Russula xerampelina has a characteristic odour of boiled crab or shrimp. Trimethylamine and its precursor, trimethylamine N-oxide, are the source of this mushroom's distinct odour. The cap is 5–20 cm wide, domed, flat, or with a slightly depressed centre, and sticky. The colour is variable, most commonly purple to wine-red, or greenish, and darker towards the centre of the cap. There are fine grooves up to 1 cm long running perpendicular to the margin.

The stipe is 4–12 cm long, 1.5–4 cm wide, cylindrical, white or sometimes with a reddish blush, bruising brown. The gills have a mild to rather bitter taste, narrowly spaced, and turn creamy-yellow on aging specimens. The spore print is creamy-yellow to ochre. The oval spores measure 8.8–9.9 by 6.7–7.8 μm and are covered with 1 μm spines.

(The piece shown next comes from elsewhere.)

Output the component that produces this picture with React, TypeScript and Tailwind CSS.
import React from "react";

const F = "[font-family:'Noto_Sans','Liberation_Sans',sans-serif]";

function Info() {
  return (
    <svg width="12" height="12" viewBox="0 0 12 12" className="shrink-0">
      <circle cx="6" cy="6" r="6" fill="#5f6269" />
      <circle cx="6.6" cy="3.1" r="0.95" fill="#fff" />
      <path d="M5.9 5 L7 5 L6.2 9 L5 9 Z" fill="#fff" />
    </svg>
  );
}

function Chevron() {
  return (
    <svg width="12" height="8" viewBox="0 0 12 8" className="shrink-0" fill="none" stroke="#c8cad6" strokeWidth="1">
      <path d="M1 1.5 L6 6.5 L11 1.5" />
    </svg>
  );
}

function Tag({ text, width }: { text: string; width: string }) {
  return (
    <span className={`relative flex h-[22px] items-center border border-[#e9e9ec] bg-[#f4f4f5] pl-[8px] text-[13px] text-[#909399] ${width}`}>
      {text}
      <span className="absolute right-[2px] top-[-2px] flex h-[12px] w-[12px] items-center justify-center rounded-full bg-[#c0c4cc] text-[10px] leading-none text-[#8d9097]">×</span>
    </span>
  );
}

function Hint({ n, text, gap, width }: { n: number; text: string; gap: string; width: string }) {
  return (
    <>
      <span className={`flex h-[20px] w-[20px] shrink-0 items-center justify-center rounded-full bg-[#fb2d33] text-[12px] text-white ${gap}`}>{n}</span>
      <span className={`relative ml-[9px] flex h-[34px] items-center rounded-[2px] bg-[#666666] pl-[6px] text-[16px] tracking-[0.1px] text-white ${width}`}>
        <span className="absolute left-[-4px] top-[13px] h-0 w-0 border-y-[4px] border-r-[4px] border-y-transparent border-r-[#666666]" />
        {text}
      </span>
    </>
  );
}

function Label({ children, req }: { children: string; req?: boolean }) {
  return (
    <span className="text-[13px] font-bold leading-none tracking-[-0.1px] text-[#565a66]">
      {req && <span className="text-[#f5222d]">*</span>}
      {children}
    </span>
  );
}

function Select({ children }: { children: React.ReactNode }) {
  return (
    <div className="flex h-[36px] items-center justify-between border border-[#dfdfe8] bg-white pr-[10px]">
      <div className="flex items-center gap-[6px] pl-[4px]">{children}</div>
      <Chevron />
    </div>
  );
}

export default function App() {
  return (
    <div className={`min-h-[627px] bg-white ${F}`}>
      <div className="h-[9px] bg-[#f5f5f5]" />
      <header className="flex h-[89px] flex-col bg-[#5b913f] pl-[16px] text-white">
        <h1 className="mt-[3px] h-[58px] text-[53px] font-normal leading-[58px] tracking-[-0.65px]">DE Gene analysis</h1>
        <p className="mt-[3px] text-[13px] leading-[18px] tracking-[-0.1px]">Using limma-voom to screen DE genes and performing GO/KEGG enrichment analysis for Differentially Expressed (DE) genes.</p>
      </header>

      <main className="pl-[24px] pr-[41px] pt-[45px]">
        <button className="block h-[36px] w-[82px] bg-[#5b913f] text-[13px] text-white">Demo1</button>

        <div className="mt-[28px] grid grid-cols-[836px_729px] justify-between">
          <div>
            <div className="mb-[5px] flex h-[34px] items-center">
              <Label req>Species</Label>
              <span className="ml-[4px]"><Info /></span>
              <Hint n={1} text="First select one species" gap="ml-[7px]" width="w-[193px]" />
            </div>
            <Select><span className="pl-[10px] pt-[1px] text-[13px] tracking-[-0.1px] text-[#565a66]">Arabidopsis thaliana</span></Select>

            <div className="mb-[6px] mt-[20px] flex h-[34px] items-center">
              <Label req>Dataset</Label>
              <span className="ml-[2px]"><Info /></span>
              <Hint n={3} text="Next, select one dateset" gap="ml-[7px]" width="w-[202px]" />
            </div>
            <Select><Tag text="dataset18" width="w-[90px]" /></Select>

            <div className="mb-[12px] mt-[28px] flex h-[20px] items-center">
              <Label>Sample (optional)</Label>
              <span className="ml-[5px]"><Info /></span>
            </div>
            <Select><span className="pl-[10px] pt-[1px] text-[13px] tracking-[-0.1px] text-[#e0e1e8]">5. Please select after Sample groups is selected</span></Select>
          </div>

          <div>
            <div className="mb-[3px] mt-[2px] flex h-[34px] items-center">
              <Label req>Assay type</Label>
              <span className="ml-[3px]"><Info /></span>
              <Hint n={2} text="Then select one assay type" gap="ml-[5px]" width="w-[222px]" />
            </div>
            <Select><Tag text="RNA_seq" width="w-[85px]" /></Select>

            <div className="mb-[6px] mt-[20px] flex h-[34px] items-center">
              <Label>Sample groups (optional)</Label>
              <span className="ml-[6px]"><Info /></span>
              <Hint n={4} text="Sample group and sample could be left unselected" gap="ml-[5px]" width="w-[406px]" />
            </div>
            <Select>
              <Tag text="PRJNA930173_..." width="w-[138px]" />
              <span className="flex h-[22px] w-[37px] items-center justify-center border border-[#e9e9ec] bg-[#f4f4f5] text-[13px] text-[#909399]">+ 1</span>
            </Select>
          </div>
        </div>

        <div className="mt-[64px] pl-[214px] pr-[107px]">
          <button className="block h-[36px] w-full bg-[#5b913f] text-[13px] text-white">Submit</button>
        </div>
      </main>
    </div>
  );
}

This Russula has been divided into several similar species by some mycologists. However, they all have the singular dark green colour reaction to iron salts (iron(II) sulfate) when applied to the flesh and smell of shellfish. This aroma is quite distinct and becomes stronger with age.

=== Similar species ===
More reddish-capped forms could be confused with the sickener (R. emetica), although the latter always has a white stipe and gills; greener-capped species may resemble R. aeruginea.

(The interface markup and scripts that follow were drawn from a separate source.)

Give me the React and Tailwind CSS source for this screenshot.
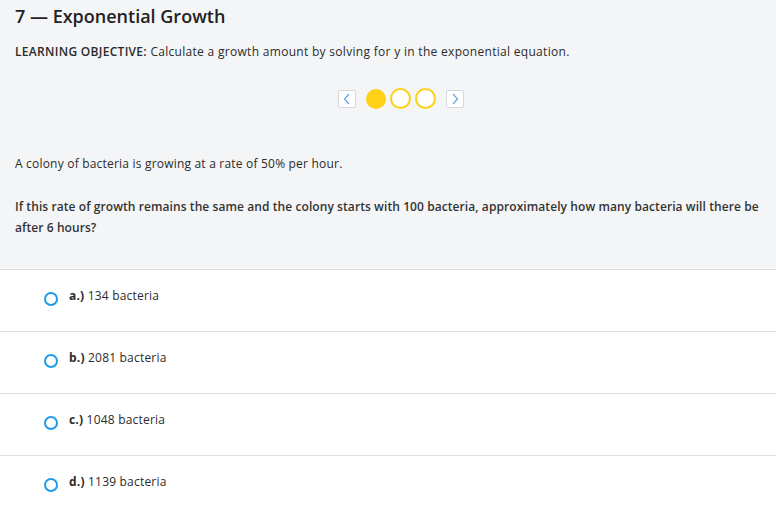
const options = [
  { key: 'a.)', text: '134 bacteria' },
  { key: 'b.)', text: '2081 bacteria' },
  { key: 'c.)', text: '1048 bacteria' },
  { key: 'd.)', text: '1139 bacteria' },
]

export default function App() {
  return (
    <div className="w-[776px] h-[514px] bg-white text-[#2b2b2b] overflow-hidden" style={{ fontFamily: '"Open Sans", Lato, sans-serif' }}>
      {/* Question header */}
      <div className="bg-[#f4f5f7] px-[15px] pt-[4px] pb-[31px] border-b border-[#dcdde0]">
        <h1 className="text-[18px] font-semibold leading-[24px] text-[#222]">7 — Exponential Growth</h1>
        <p className="mt-[16px] text-[12px] leading-[16px] tracking-[0.3px]">
          <span className="font-semibold">LEARNING OBJECTIVE:</span> Calculate a growth amount by solving for y in the exponential equation.
        </p>

        {/* Pager */}
        <div className="mt-[28px] flex items-center justify-center gap-[4px] pl-[26px]">
          <button className="w-[18px] h-[18px] flex items-center justify-center bg-white border border-[#d6d7da] rounded-[2px] mr-[6px]">
            <svg width="8" height="12" viewBox="0 0 8 12" fill="none" stroke="#6aa3e8" strokeWidth="1.2"><path d="M6 1L1.5 6L6 11" /></svg>
          </button>
          <span className="w-[20px] h-[20px] rounded-full bg-[#fcd116]" />
          <span className="w-[21px] h-[21px] rounded-full bg-white border-[2px] border-[#fcd116]" />
          <span className="w-[21px] h-[21px] rounded-full bg-white border-[2px] border-[#fcd116]" />
          <button className="w-[18px] h-[18px] flex items-center justify-center bg-white border border-[#d6d7da] rounded-[2px] ml-[6px]">
            <svg width="8" height="12" viewBox="0 0 8 12" fill="none" stroke="#6aa3e8" strokeWidth="1.2"><path d="M2 1L6.5 6L2 11" /></svg>
          </button>
        </div>

        <p className="mt-[47px] text-[12px] leading-[16px] tracking-[0.2px]">A colony of bacteria is growing at a rate of 50% per hour.</p>
        <p className="mt-[24px] -mr-[14px] text-[12px] leading-[21px] font-semibold tracking-[0.08px] text-[#333]">
          If this rate of growth remains the same and the colony starts with 100 bacteria, approximately how many bacteria will there be after 6 hours?
        </p>
      </div>

      {/* Answer choices */}
      {options.map((o) => (
        <div key={o.key} className="h-[62px] border-b border-[#dcdde0] flex items-start pl-[44px] pt-[18px]">
          <span className="mt-[4px] w-[14px] h-[14px] rounded-full border-[2px] border-[#1e9be9] shrink-0" />
          <span className="ml-[11px] text-[12px] leading-[16px] tracking-[0.2px]">
            <span className="font-bold">{o.key}</span> {o.text}
          </span>
        </div>
      ))}
    </div>
  )
}
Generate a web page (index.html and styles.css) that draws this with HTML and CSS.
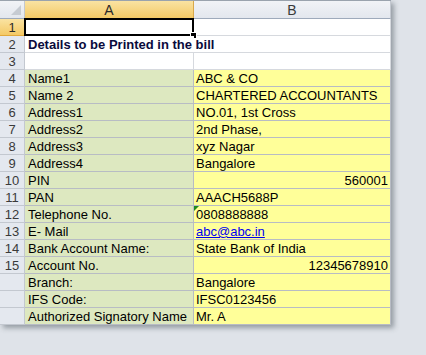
FILE: index.html
```html
<!DOCTYPE html>
<html lang="en">

<head>
    <meta charset="UTF-8">
    <meta name="viewport" content="width=device-width, initial-scale=1.0">
    <title>Bill Details</title>
    <link rel="stylesheet" href="styles.css">
</head>

<body>

    <div class="sheet">
        <!-- column headers -->
        <div class="corner"><span class="corner-mark"></span></div>
        <div class="col-head active">A</div>
        <div class="col-head">B</div>

        <div class="row-head active">1</div>
        <div class="cell blank selected"></div>
        <div class="cell blank"></div>

        <div class="row-head">2</div>
        <div class="cell blank title">Details to be Printed in the bill</div>
        <div class="cell blank spill"></div>

        <div class="row-head">3</div>
        <div class="cell blank"></div>
        <div class="cell blank"></div>

        <div class="row-head">4</div>
        <div class="cell label">Name1</div>
        <div class="cell value">ABC &amp; CO</div>

        <div class="row-head">5</div>
        <div class="cell label">Name 2</div>
        <div class="cell value">CHARTERED ACCOUNTANTS</div>

        <div class="row-head">6</div>
        <div class="cell label">Address1</div>
        <div class="cell value">NO.01, 1st Cross</div>

        <div class="row-head">7</div>
        <div class="cell label">Address2</div>
        <div class="cell value">2nd Phase,</div>

        <div class="row-head">8</div>
        <div class="cell label">Address3</div>
        <div class="cell value">xyz Nagar</div>

        <div class="row-head">9</div>
        <div class="cell label">Address4</div>
        <div class="cell value">Bangalore</div>

        <div class="row-head">10</div>
        <div class="cell label">PIN</div>
        <div class="cell value num">560001</div>

        <div class="row-head">11</div>
        <div class="cell label">PAN</div>
        <div class="cell value">AAACH5688P</div>

        <div class="row-head">12</div>
        <div class="cell label">Telephone No.</div>
        <div class="cell value flagged">0808888888</div>

        <div class="row-head">13</div>
        <div class="cell label">E- Mail</div>
        <div class="cell value"><a class="link" href="#">abc@abc.in</a></div>

        <div class="row-head">14</div>
        <div class="cell label">Bank Account Name:</div>
        <div class="cell value">State Bank of India</div>

        <div class="row-head">15</div>
        <div class="cell label">Account No.</div>
        <div class="cell value num">12345678910</div>

        <div class="row-head"></div>
        <div class="cell label">Branch:</div>
        <div class="cell value">Bangalore</div>

        <div class="row-head"></div>
        <div class="cell label">IFS Code:</div>
        <div class="cell value">IFSC0123456</div>

        <div class="row-head"></div>
        <div class="cell label">Authorized Signatory Name</div>
        <div class="cell value">Mr. A</div>
    </div>

</body>

</html>
```

FILE: styles.css
```css
body {
    margin: 0;
    background-color: #dfe3e9;
    font-family: "Liberation Sans", Arial, sans-serif;
    font-size: 13px;
    height: 355px;
    overflow: hidden;
}

.sheet {
    display: grid;
    grid-template-columns: 25px 169px 197px;
    grid-template-rows: 18px;
    grid-auto-rows: 17px;
    width: 391px;
    background-color: #fff;
    box-shadow: 3px 3px 5px rgba(60, 70, 80, 0.45);
    border-top: 1px solid #9aa3ad;
    box-sizing: border-box;
}

/* header strip */
.corner,
.col-head,
.row-head {
    background: linear-gradient(#f1f3f6, #e3e7ee);
    color: #3a3a3a;
    box-sizing: border-box;
    border-right: 1px solid #c3c8d0;
    border-bottom: 1px solid #c3c8d0;
    display: flex;
    align-items: center;
    justify-content: center;
}

.corner {
    position: relative;
    border-bottom-color: #9eaabb;
}

.corner-mark {
    position: absolute;
    right: 3px;
    bottom: 3px;
    width: 0;
    height: 0;
    border-left: 10px solid transparent;
    border-bottom: 10px solid #c6cbd2;
}

.col-head {
    font-size: 14px;
    border-bottom-color: #9eaabb;
}

.row-head {
    background: #e4e8ef;
    font-size: 13px;
    padding-top: 1px;
}

.col-head.active,
.row-head.active {
    background: linear-gradient(#fae3a2, #f4c965);
    border-right-color: #d8a84a;
    border-bottom-color: #e2a93b;
    color: #2a2a2a;
}

/* data cells */
.cell {
    box-sizing: border-box;
    border-right: 1px solid #c6cbd2;
    border-bottom: 1px solid #c6cbd2;
    padding: 1px 2px 0 3px;
    white-space: nowrap;
    line-height: 15px;
    color: #000;
}

.blank {
    background-color: #fff;
    border-bottom-color: #d6d9de;
    border-right-color: #d6d9de;
}

.title {
    font-weight: bold;
    color: #0a0a3c;
    overflow: visible;
    border-right: none;
    position: relative;
    z-index: 1;
}

/* neighbour lets the heading run across it */
.spill {
    background-color: transparent;
}

.label {
    background-color: #dde8c0;
    border-bottom-color: #b8bcc4;
    border-right-color: #b8bcc4;
}

.value {
    background-color: #ffff99;
    border-bottom-color: #b8bcc4;
    border-right-color: #b8bcc4;
    padding-left: 2px;
}

.num {
    text-align: right;
    padding-right: 2px;
}

.link {
    color: #0000ee;
    text-decoration: underline;
}

/* active cell frame and fill handle */
.selected {
    position: relative;
}

.selected::before {
    content: "";
    position: absolute;
    left: -1px;
    top: -1px;
    right: -1px;
    bottom: -1px;
    border: 2px solid #000;
}

.selected::after {
    content: "";
    position: absolute;
    right: -4px;
    bottom: -4px;
    width: 5px;
    height: 5px;
    background-color: #000;
    border: 1px solid #fff;
}

/* green error marker on number-as-text */
.flagged {
    position: relative;
}

.flagged::before {
    content: "";
    position: absolute;
    left: 0;
    top: 0;
    border-top: 5px solid #1e8a1e;
    border-right: 5px solid transparent;
}
```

Many other species in the genus are similar, e.g. R. graveolens, but most lack the seafood smell. Russula olivacea has a more velvety cap.

== Distribution and ecology==
Russula xerampelina is widely distributed; quite common in northern temperate zones, and often ranging into the Arctic Circle, it also ranges south to Costa Rica. In North America, it appears from July to October to the east and October to January in the west. Variety tenuicarnosa has been found on sandy soils under pine in Slovakia and northern Italy in Trentino.

It grows solitary, or in groups with conifers, and seems to have a preference for Douglas fir, or more rarely pine trees or larch. It is sometimes found in deciduous woods, such as beech and oak.

Adults of the pleasing fungus beetle Tritoma angulata have been recorded from this fungus, but it does not seem to be a regular food source for them.

== Uses ==

The flavor is mild. This russula is considered one of the best edible species of its genus, although the shellfish smell will persist even when cooking. This is less pleasant in older specimens. The young caps are said to be superb stuffed with any suitable ingredients, and are rarely maggoty.